The road is dreary – backstreets of industrial parks and suburbia. I stop for coffee a few times, enjoying the company of locals who obviously use Sundays as family time. They are all out in the their Sunday best, extended families enjoying their day together. The aim is to catch a bus from Vergada to Espinho. I walk into Vergana, wet to the bone, and am extremely fortunate to find out that the next bus will be at 16h15, from right across the restaurant. I have enough time for a beer, which after all the perspiration I think is the sensible thing to consume. At 16h02 I cross the road to the bus stop, knowing how European public transport is always on time. At the bus stop, I am suprised to see a man that earlier in the day was at one of the restaurants I stopped at. That was a few hours ago, and he was drunk out of his bracket. He has about six bottom teeth, all of them rotten beyond repair. He is one those jovial drunk people. He insisted on shaking my hand, and having long conversations with me in spite of my indicating that I do not understand a word he says. He kept on – going through “Francais?” then “Spanish?” then “Italiano?” etc. I just shook my head, having no desire what so ever to speak to him. Well, here he was again, just a few glasses drunker than a few hours ago. It was like to return of the prodigal son, if I did not protest he would have kissed me with his little rotten teeth and all. This time there was a woman with him, trying her best to ignore him. They had several bags and suitcases, and he was on top form. Every few minutes he would phone someone, speaking as loud as he possibly could, performing like only a drunk man could. When he hung up, he again went through the language ritual with me. I shook my head. All this time the rain was pelting down, and there was only place for one person under the bus shelter, so him and I were on either side of the woman. She was smoking one cigarette after the other, not interested in his story at all. In between his telephone calls and trying to converse with me, he would have hectic arguments with her. We waited for 45 minutes in the pouring rain with this little circus playing out. No bus. Just before 17h00 a car stopped and picked them up – I wanted to do the “singing in the rain” interlude from pure relief that I was saved from having to spend another minute with this lunatic.

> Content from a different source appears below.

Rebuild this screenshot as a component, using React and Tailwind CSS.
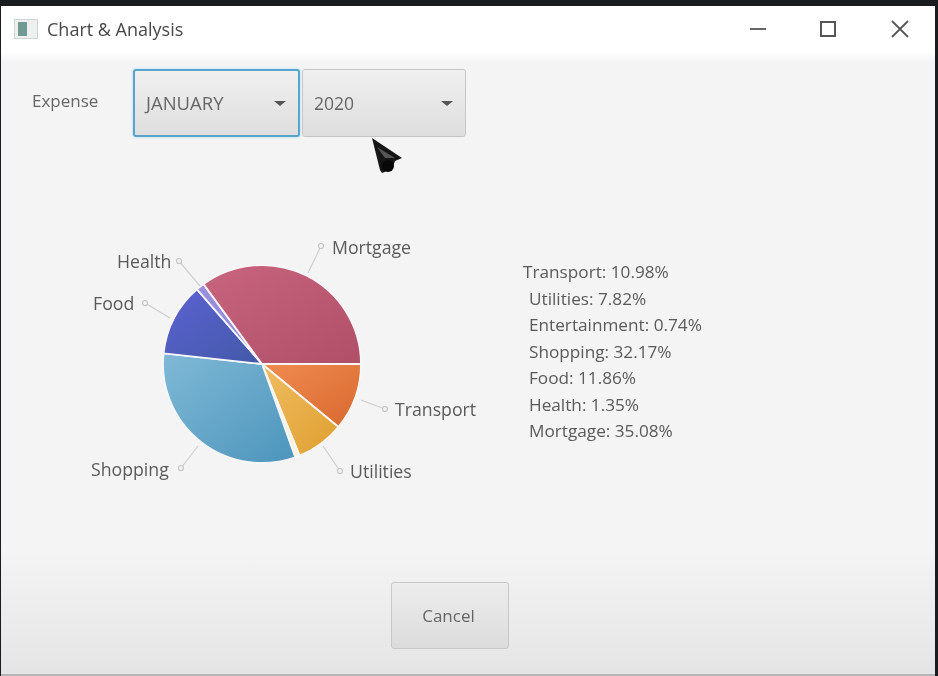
const slices = [
  { id: "transport", from: 0, to: 39.5, c1: "#f08c50", c2: "#d8682e" },
  { id: "utilities", from: 39.5, to: 67.7, c1: "#f0bd62", c2: "#df9f30" },
  { id: "entertainment", from: 67.7, to: 70.4, c1: "#f7f3dc", c2: "#f7f3dc" },
  { id: "shopping", from: 70.4, to: 186.2, c1: "#80b9d6", c2: "#4c95bc" },
  { id: "food", from: 186.2, to: 228.9, c1: "#5c62d2", c2: "#4259a8" },
  { id: "health", from: 228.9, to: 233.8, c1: "#9a90de", c2: "#8d86da" },
  { id: "mortgage", from: 233.8, to: 360, c1: "#c8647e", c2: "#b04f68" },
];

const labels = [
  { text: "Mortgage", x: 252, y: 24, dot: [241, 16], line: [228, 43] },
  { text: "Health", x: 37, y: 38, dot: [99, 31], line: [120, 56] },
  { text: "Food", x: 13, y: 80, dot: [65, 73], line: [90, 88] },
  { text: "Transport", x: 315, y: 186, dot: [305, 179], line: [281, 170] },
  { text: "Utilities", x: 270, y: 248, dot: [260, 241], line: [243, 216] },
  { text: "Shopping", x: 11, y: 246, dot: [101, 238], line: [118, 216] },
];

const stats = [
  "Utilities: 7.82%",
  "Entertainment: 0.74%",
  "Shopping: 32.17%",
  "Food: 11.86%",
  "Health: 1.35%",
  "Mortgage: 35.08%",
];

const cx = 182;
const cy = 134;
const r = 99;

function slicePath(from, to) {
  const a = (from * Math.PI) / 180;
  const b = (to * Math.PI) / 180;
  const large = to - from > 180 ? 1 : 0;
  const x1 = cx + r * Math.cos(a);
  const y1 = cy + r * Math.sin(a);
  const x2 = cx + r * Math.cos(b);
  const y2 = cy + r * Math.sin(b);
  return `M${cx} ${cy}L${x1} ${y1}A${r} ${r} 0 ${large} 1 ${x2} ${y2}Z`;
}

function PieChart() {
  return (
    <svg width="400" height="260" viewBox="0 0 400 260" className="shrink-0 blur-[0.5px]">
      <defs>
        {slices.map((s) => (
          <linearGradient key={s.id} id={s.id} x1="0" y1="0" x2="1" y2="1">
            <stop offset="0" stopColor={s.c1} />
            <stop offset="1" stopColor={s.c2} />
          </linearGradient>
        ))}
      </defs>
      {slices.map((s) => (
        <path key={s.id} d={slicePath(s.from, s.to)} fill={`url(#${s.id})`} stroke="#f8f6f8" strokeWidth="1.8" />
      ))}
      {labels.map((l) => (
        <g key={l.text}>
          <line x1={l.dot[0]} y1={l.dot[1]} x2={l.line[0]} y2={l.line[1]} stroke="#cfcfcf" strokeWidth="1.2" />
          <circle cx={l.dot[0]} cy={l.dot[1]} r="2.5" fill="#f4f4f4" stroke="#c4c4c4" strokeWidth="1.2" />
          <text x={l.x} y={l.y} fontSize="17.7" fill="#5a5a5a">
            {l.text}
          </text>
        </g>
      ))}
    </svg>
  );
}

function Combo({ label, focused, width, textSize }) {
  return (
    <div
      className={`flex items-center justify-between h-[68px] pl-[11px] pr-[12px] rounded-[3px] bg-linear-to-b from-[#f0f0f0] to-[#dedede] text-[#666666] ${textSize} ${width} ${
        focused ? "border-2 border-[#55a5cc] shadow-[0_0_3px_#a8d8ee]" : "border border-[#c6c6c6]"
      }`}
    >
      <span className="blur-[0.4px]">{label}</span>
      <span className="w-0 h-0 border-x-[6px] border-x-transparent border-t-[5px] border-t-[#555555] blur-[0.3px]" />
    </div>
  );
}

export default function App() {
  return (
    <div className="relative flex flex-col h-[676px] w-[938px] overflow-hidden bg-[#1b1c20] pt-[6px] pr-[3px] pl-px font-['Open_Sans',sans-serif]">
      <div className="flex items-center h-[46px] bg-white shrink-0">
        <div className="flex items-center w-[24px] h-[20px] ml-[13px] border border-[#cfd5d4] bg-[#eef0f0] blur-[0.5px]">
          <div className="w-[9px] h-[14px] ml-[3px] bg-[#6f9a93]" />
        </div>
        <span className="ml-[9px] text-[18px] text-[#484848] blur-[0.4px]">Chart &amp; Analysis</span>
        <div className="flex items-center ml-auto blur-[0.4px]">
          <div className="w-[16px] h-[2px] mr-[54px] bg-[#666666]" />
          <div className="w-[16px] h-[16px] mr-[55px] border-2 border-[#555555]" />
          {/* close icon */}
          <svg width="18" height="18" viewBox="0 0 18 18" className="mr-[26px]">
            <path d="M1 1L17 17M17 1L1 17" stroke="#555555" strokeWidth="1.8" fill="none" />
          </svg>
        </div>
      </div>

      <div className="flex-1 flex flex-col bg-[linear-gradient(to_bottom,#ffffff_0,#f4f4f4_10px,#f4f4f4_80%,#e5e5e5_100%)] border-b-2 border-b-[#b4b4b4]">
        <div className="flex items-center mt-[17px] pl-[31px]">
          <span className="w-[101px] mb-[5px] text-[17px] text-[#666666] blur-[0.4px]">Expense</span>
          <Combo label="JANUARY" focused width="w-[167px]" textSize="text-[18.5px]" />
          <div className="w-[2px]" />
          <Combo label="2020" width="w-[164px]" textSize="text-[17.5px]" />
        </div>

        <div className="flex items-start mt-[93px] ml-[79px]">
          <PieChart />
          <div className="mt-[29px] ml-[49px] text-[17.2px] leading-[26.5px] text-[#5a5a5a] whitespace-nowrap blur-[0.4px]">
            <div className="-ml-[6px]">Transport: 10.98%</div>
            {stats.map((line) => (
              <div key={line}>{line}</div>
            ))}
          </div>
        </div>

        <button className="w-[118px] h-[67px] mt-[92px] ml-[390px] rounded-[3px] border border-[#c8c8c8] bg-linear-to-b from-[#ededed] to-[#dcdcdc] text-[17px] text-[#666666]">
          <span className="blur-[0.4px] -ml-[3px]">Cancel</span>
        </button>
      </div>

      {/* mouse pointer from the recording */}
      <svg width="40" height="44" viewBox="0 0 40 44" className="absolute left-[368px] top-[134px] blur-[0.6px]">
        <path d="M4 4L34 24L27 27L24 35L14 39L12 36Z" fill="#151515" />
        <path d="M9 13L27 24L17 24Z" fill="#555555" />
        <circle cx="20" cy="32" r="6" fill="#080808" />
      </svg>
    </div>
  );
}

Just after five I decided that I cannot sit in the rain any longer, beginning to wonder what the hell I am doing here after all. I have a house and a car and a life – here I am sitting at a bus stop in the middle of nowhere in the pouring rain. Have I lost my mind? SO – I decide to hit the road and start walking. I could manage a bit of internet at the cafe which told me it would be a 2 hour walk to Espinho. No problem. Only problem was that there were no yellow arrows to Espinho, and I had no idea how to get there. I saw some signs which quickly brought me to a highway, where it was clearly indicated that human beings are not allowed to walk. I was stuffed. I decided to simply follow my instincts and start walking. Eventually I got to a biggish town, where a friendly waitress spoke english and told me that she will order me a taxi to get to Espinho. And here I am. Safe and sound.